Solstice DiskSuite 4.2.1 User's Guide

How to Recover a Trans Metadevice With Hard Errors (Command Line)

Use this procedure to transition a trans metadevice to the "Okay" state.

Refer to "How to Check the Status of Metadevices and Hot Spare Pools (Command Line)" to check the status of a trans metadevice.

If either the master or log devices encounter errors while processing logged data, the device transitions from the "Okay" state to the "Hard Error" state. If the device is in the "Hard Error" or "Error" state, either a device error or file system panic occurred. Recovery from both scenarios is the same.


Note -

If a log (logging device) is shared, a failure in any of the slices in a trans metadevice will result in all slices or metadevices associated with the trans metadevice switching to an errored state.


The high-level steps in this procedure are:

  1. After checking the prerequisites ("Prerequisites for Maintaining DiskSuite Objects") and the preliminary information ("Repairing Trans Metadevice Problems"), run the lockfs(1M) command to determine which file systems are locked.


    # lockfs
    

    Affected file systems will be listed with a lock type of hard. Every file system sharing the same logging device will be hard locked.

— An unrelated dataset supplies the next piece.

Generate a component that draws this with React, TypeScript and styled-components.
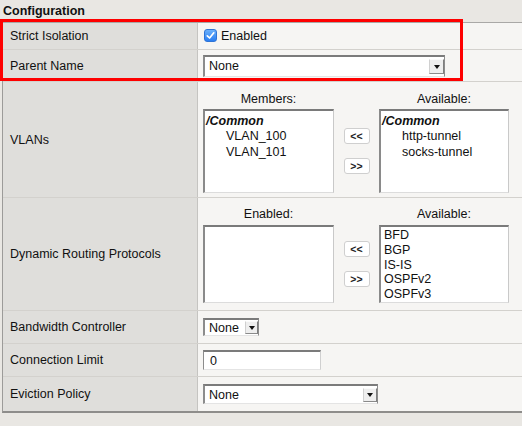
import styled, { createGlobalStyle } from 'styled-components';

const GlobalStyle = createGlobalStyle`
  html, body {
    margin: 0;
    padding: 0;
  }
  body {
    background: #e9e7e3;
    font-family: "Liberation Sans", Arial, sans-serif;
    font-size: 12.5px;
    color: #111;
  }
`;

type Group = { name?: string; items: string[] };

const vlanMembers: Group[] = [{ name: '/Common', items: ['VLAN_100', 'VLAN_101'] }];
const vlanAvailable: Group[] = [{ name: '/Common', items: ['http-tunnel', 'socks-tunnel'] }];
const protoEnabled: Group[] = [{ items: [] }];
const protoAvailable: Group[] = [{ items: ['BFD', 'BGP', 'IS-IS', 'OSPFv2', 'OSPFv3'] }];

function App() {
  return (
    <Page>
      <GlobalStyle />
      <Title>Configuration</Title>
      <Table>
        <Row $h={27}>
          <LabelCell>Strict Isolation</LabelCell>
          <ValueCell>
            <CheckLabel>
              <CheckBox>
                <svg width="9" height="9" viewBox="0 0 9 9">
                  <path d="M1.3 4.8 L3.6 7 L7.8 1.8" fill="none" stroke="#fff" strokeWidth="1.7" strokeLinecap="round" strokeLinejoin="round" />
                </svg>
              </CheckBox>
              Enabled
            </CheckLabel>
          </ValueCell>
        </Row>
        <Row $h={32}>
          <LabelCell>Parent Name</LabelCell>
          <ValueCell>
            <Select $w={242} $h={22}>
              <span>None</span>
              <Arrow $size={15} />
            </Select>
          </ValueCell>
        </Row>
        <Row $h={116}>
          <LabelCell>VLANs</LabelCell>
          <ValueCell $top={9}>
            <DualList
              leftTitle="Members:"
              rightTitle="Available:"
              left={vlanMembers}
              right={vlanAvailable}
              listHeight={84}
              gap={3}
            />
          </ValueCell>
        </Row>
        <Row $h={113}>
          <LabelCell>Dynamic Routing Protocols</LabelCell>
          <ValueCell $top={8}>
            <DualList
              leftTitle="Enabled:"
              rightTitle="Available:"
              left={protoEnabled}
              right={protoAvailable}
              listHeight={78}
              gap={4}
            />
          </ValueCell>
        </Row>
        <Row $h={33}>
          <LabelCell>Bandwidth Controller</LabelCell>
          <ValueCell>
            <Select $w={56} $h={18}>
              <span>None</span>
              <Arrow $size={13} />
            </Select>
          </ValueCell>
        </Row>
        <Row $h={33}>
          <LabelCell>Connection Limit</LabelCell>
          <ValueCell>
            <TextInput $w={118}>0</TextInput>
          </ValueCell>
        </Row>
        <Row $h={34} $last>
          <LabelCell>Eviction Policy</LabelCell>
          <ValueCell>
            <Select $w={175} $h={20}>
              <span>None</span>
              <Arrow $size={14} />
            </Select>
          </ValueCell>
        </Row>
      </Table>
      <Highlight />
    </Page>
  );
}

function DualList(props: {
  leftTitle: string;
  rightTitle: string;
  left: Group[];
  right: Group[];
  listHeight: number;
  gap: number;
}) {
  return (
    <Dual $gap={props.gap}>
      <ColTitle>{props.leftTitle}</ColTitle>
      <span />
      <ColTitle>{props.rightTitle}</ColTitle>
      <ListBox $h={props.listHeight}>
        <GroupList groups={props.left} />
      </ListBox>
      <MoveButtons>
        <MoveButton>&lt;&lt;</MoveButton>
        <MoveButton>&gt;&gt;</MoveButton>
      </MoveButtons>
      <ListBox $h={props.listHeight}>
        <GroupList groups={props.right} />
      </ListBox>
    </Dual>
  );
}

function GroupList({ groups }: { groups: Group[] }) {
  return (
    <>
      {groups.map((g, i) => (
        <div key={i}>
          {g.name && <GroupName>{g.name}</GroupName>}
          {g.items.map((it) => (
            <ListItem key={it} $indent={!!g.name}>
              {it}
            </ListItem>
          ))}
        </div>
      ))}
    </>
  );
}

export default App;

const Page = styled.div`
  position: relative;
  width: 522px;
  height: 426px;
  overflow: hidden;
`;

const Title = styled.div`
  height: 22px;
  display: flex;
  align-items: center;
  padding-left: 3px;
  padding-bottom: 1px;
  box-sizing: border-box;
  font-weight: bold;
  font-size: 12.5px;
`;

const Table = styled.div`
  margin-left: 2px;
  width: 520px;
  border-top: 1px solid #a9a8a6;
  border-left: 1px solid #9c9b99;
  border-bottom: 2px solid #8e8d8b;
`;

const Row = styled.div<{ $h: number; $last?: boolean }>`
  display: grid;
  grid-template-columns: 195px 1fr;
  height: ${({ $h }) => $h}px;
  box-sizing: border-box;
  border-bottom: ${({ $last }) => ($last ? 'none' : '1px solid #d3d1cd')};
`;

const LabelCell = styled.div`
  background: #dfdedb;
  border-right: 1px solid #c5c4c1;
  display: flex;
  align-items: center;
  padding-left: 7px;
  box-sizing: border-box;
`;

const ValueCell = styled.div<{ $top?: number }>`
  background: #f6f5f3;
  display: flex;
  align-items: ${({ $top }) => ($top !== undefined ? 'flex-start' : 'center')};
  padding-left: 5px;
  padding-top: ${({ $top }) => $top ?? 0}px;
  box-sizing: border-box;
`;

const CheckLabel = styled.label`
  display: flex;
  align-items: center;
  gap: 4px;
  margin-left: 1px;
  margin-top: -1px;
`;

const CheckBox = styled.span`
  width: 13px;
  height: 13px;
  border-radius: 3px;
  background: linear-gradient(#6cb1fb, #2a7ef2);
  border: 1px solid #2f74d6;
  box-sizing: border-box;
  display: flex;
  align-items: center;
  justify-content: center;
`;

const Select = styled.div<{ $w: number; $h: number }>`
  width: ${({ $w }) => $w}px;
  height: ${({ $h }) => $h}px;
  box-sizing: border-box;
  background: #fff;
  border-top: 2px solid #7b7b7b;
  border-left: 2px solid #8c8c8c;
  border-right: 1px solid #8c8c8c;
  border-bottom: 1px solid #e4e4e4;
  display: flex;
  align-items: center;
  padding-left: 4px;
  span {
    flex: 1;
  }
`;

const Arrow = styled.div<{ $size: number }>`
  width: ${({ $size }) => $size}px;
  height: ${({ $size }) => $size}px;
  box-sizing: border-box;
  background: #eeeeee;
  border-top: 1px solid #fafafa;
  border-left: 1px solid #d0d0d0;
  border-right: 1px solid #7e7e7e;
  border-bottom: 1px solid #8a8a8a;
  display: flex;
  align-items: center;
  justify-content: center;
  &::after {
    content: '';
    border-left: 3px solid transparent;
    border-right: 3px solid transparent;
    border-top: 4px solid #111;
    margin-top: 1px;
  }
`;

const TextInput = styled.div<{ $w: number }>`
  width: ${({ $w }) => $w}px;
  height: 20px;
  box-sizing: border-box;
  background: #fff;
  border-top: 2px solid #7b7b7b;
  border-left: 1px solid #8c8c8c;
  border-right: 1px solid #d0d0d0;
  border-bottom: 1px solid #e4e4e4;
  padding-left: 6px;
  display: flex;
  align-items: center;
`;

const Dual = styled.div<{ $gap: number }>`
  display: grid;
  grid-template-columns: 131px 45px 130px;
  row-gap: ${({ $gap }) => $gap}px;
`;

const ColTitle = styled.div`
  text-align: center;
  line-height: 14px;
  padding-top: 1px;
`;

const ListBox = styled.div<{ $h: number }>`
  height: ${({ $h }) => $h}px;
  box-sizing: border-box;
  background: #fff;
  border-top: 2px solid #7a7a7a;
  border-left: 2px solid #8a8a8a;
  border-right: 1px solid #c9c9c9;
  border-bottom: 1px solid #dcdcdc;
  padding: 1px 0 0 2px;
  line-height: 14.8px;
  overflow: hidden;
`;

const GroupName = styled.div`
  font-weight: bold;
  font-style: italic;
  margin-left: -1px;
  line-height: 16px;
  margin-top: 1px;
`;

const ListItem = styled.div<{ $indent: boolean }>`
  padding-left: ${({ $indent }) => ($indent ? 19 : 1)}px;
  line-height: ${({ $indent }) => ($indent ? 15.5 : 14.8)}px;
`;

const MoveButtons = styled.div`
  display: flex;
  flex-direction: column;
  align-items: center;
  justify-content: center;
  gap: 14px;
`;

const MoveButton = styled.button`
  width: 26px;
  height: 16px;
  padding: 0;
  background: #fff;
  border: 1px solid #cfcfcf;
  border-radius: 3px;
  font-family: "Liberation Sans", Arial, sans-serif;
  font-size: 10.5px;
  font-weight: bold;
  color: #222;
  line-height: 14px;
`;

const Highlight = styled.div`
  position: absolute;
  left: 0;
  top: 19px;
  width: 463px;
  height: 62px;
  box-sizing: border-box;
  border: 3px solid #fe0000;
  pointer-events: none;
`;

  2. Unmount the affected file system(s).

    You can unmount locked file systems even if they were in use when the error occurred. If the affected processes try to access an opened file or directory on the hard locked or unmounted file system, an EIO error is returned.

  3. [Optional] Back up any accessible data.

    Before attempting to fix the device error, you may want to recover as much data as possible. If your backup procedure requires a mounted file system (such as tar or cpio), you can mount the file system read-only. If your backup procedure does not require a mounted file system (such as dump or volcopy), you can access the trans metadevice directly.

  4. Fix the device error.

    At this point, any attempt to open or mount the trans metadevice for read/write access starts rolling all accessible data on the logging device to the appropriate master device(s). Any data that cannot be read or written is discarded. However, if you open or mount the trans metadevice for read-only access, the log is simply rescanned and not rolled forward to the master device(s), and the error is not fixed. In other words, all of the data on the master and logging devices remains unchanged until the first read/write open or mount.

  5. Run fsck(1M) to repair the file system, or newfs(1M) if you need to restore data.

    Run fsck on all of the trans metadevices sharing the same logging device. When all of these trans metadevices have been repaired by fsck, they then revert to the "Okay" state.

    The newfs(1M) command will also transition the file system back to the "Okay" state, but will destroy all of the data on the file system. newfs(1M) is generally used when you plan to restore file systems from backup.

    The fsck(1M) or newfs(1M) commands must be run on all of the trans metadevices sharing the same logging device before these devices revert back to the "Okay" state.

  6. Run the metastat(1M) command to verify that the state of the affected devices has reverted to "Okay."

Example -- Logging Device Error


# metastat d5
d5: Trans
    State: Hard Error  
    Size: 10080 blocks
    Master Device: d4
    Logging Device: c0t0d0s6
 
d4: Mirror
    State: Okay
...
c0t0d0s6: Logging device for d5
    State: Hard Error
    Size: 5350 blocks
...
# fsck /dev/md/rdsk/d5
** /dev/md/rdsk/d5
** Last Mounted on /fs1
** Phase 1 - Check Blocks and Sizes
** Phase 2 - Check Pathnames
** Phase 3 - Check Connectivity
** Phase 4 - Check Reference Counts
** Phase 5 - Check Cyl groups
WARNING: md: logging device: /dev/dsk/c0t0d0s6 changed state to
Okay
4 files, 11 used, 4452 free (20 frags, 554 blocks, 0.4%
fragmentation)
# metastat d5
d5: Trans
    State: Okay
    Size: 10080 blocks
    Master Device: d4
    Logging Device: c0t0d0s6
 
d4: Mirror
    State: Okay
...
 
c0t0d0s6: Logging device for d5
    State: Okay
...

This example fixes a trans metadevice, d5, which has a logging device in the "Hard Error" state. You must run fsck on the trans device itself. This transitions the state of the trans metadevice to "Okay." The metastat confirms that the state is "Okay."